Specifically, ATOM leverages specialized high performance computing (HPC) hardware and software to accelerate molecular analysis and scale predictive machine learning (ML) algorithms. “Combining GSK’s data with publicly available drug data yields a huge number of possible variations of candidate compounds,” Allen states. “We’re developing new computational tools to evaluate properties of different molecular combinations, looking for new compounds that show promise before laboratory experimentation needs to take place.”

One year into the effort, the consortium has made significant progress in its core research model: the chemistry design loop. This approach optimizes the processes of exploring chemicals, rapidly evaluating molecules, and proposing new compounds. Allen leads the LLNL team responsible for implementing the loop, which includes characterizing and simulating the safety, efficacy, and pharmacokinetics of candidate compounds.

Among other activities, the team is building a library of ML models for automated comparison of hundreds of drug properties known to be important for drug design. This evaluation relies on a sophisticated ML pipeline that integrates traditional statistical models with deep learning algorithms. The process generates predictions of new simulations to run and experiments to conduct by ranking top molecules as well as those with less confident predictions. Prediction quality is expected to improve as the algorithms learn from previous iterations, starting the loop anew.

As with any ML technique, reliability depends on characterizing uncertainty. Allen says, “We’re working toward understanding the criteria needed to make accurate ML predictions on candidate compounds and, crucially, when they will fail. We also must ensure that new data collected will be valuable in further algorithm training.” The ATOM team is exploring the use of uncertainty quantification analysis to guide active learning, characterize confidence in model predictions, and assign weight to model ensembles such as random forests and neural network committees.

workflow arrows pointing right that show data ingestion and curation, featurization, model training and tuning, prediction generation, and visualization and analysis
Figure 2. The consortium’s data-driven machine learning pipeline enables analysis of diverse data sets (data lake), integration of proprietary model repositories (model zoo), and rapid evaluation of model architecture (results database).

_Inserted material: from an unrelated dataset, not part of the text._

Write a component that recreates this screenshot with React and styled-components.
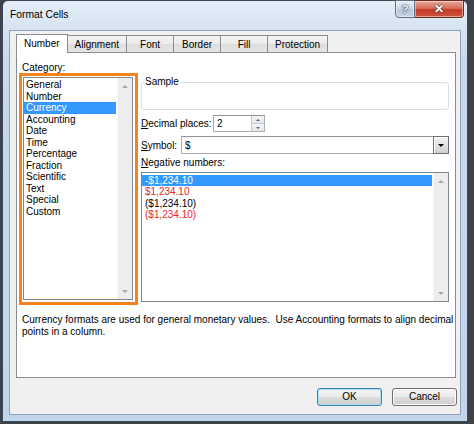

The approach also includes data security and access control. The team plans to release the software framework as open source.

The design loop runs on Livermore Computing’s graphics processing unit (GPU) clusters including Pascal, Surface, and Lassen. GPU architectures enable significant speed ups in processing—a necessity for computationally expensive ML algorithms and analysis of large-scale data sets. Furthermore, Allen notes, “We have the infrastructure to work with protected data.” ATOM also requires reproducibility and traceability of data processing, so the project leverages flexible, lightweight software tools to build web applications and data services. LLNL’s HPC experts have created an environment where researchers and domain scientists can securely access project data, quickly spin up multi-node processes, and easily run many cycles.

In 2018, ATOM was given the Department of Energy’s (DOE’s) Technology Transfer Working Group’s “Best in Class” award for innovation in partnerships. Jim Brase, ATOM’s co-lead and head of technology, says, “ATOM is about developing a new way of designing molecules based on computation and large data sets. Although our current focus is on new medicines, the underlying capabilities have potential for a variety of purposes, such as in materials design.” The consortium’s rapid technical progress is beginning to attract new partners, including GPU manufacturer NVIDIA.

Along with staff from the Biosciences and Biotechnology Division, LLNL’s ATOM team includes Computing researchers Ryan Forsyth, Derek Jones, Kevin McLoughlin, Amanda Minnich, Marisa Torres, and Adam Zemla. ATOM research and results have been presented at numerous high-profile events, including Supercomputing ‘18, NVIDIA’s GPU Technology Conference, and the Society for Industrial and Applied Mathematics Conference on Computational Science and Engineering ‘19.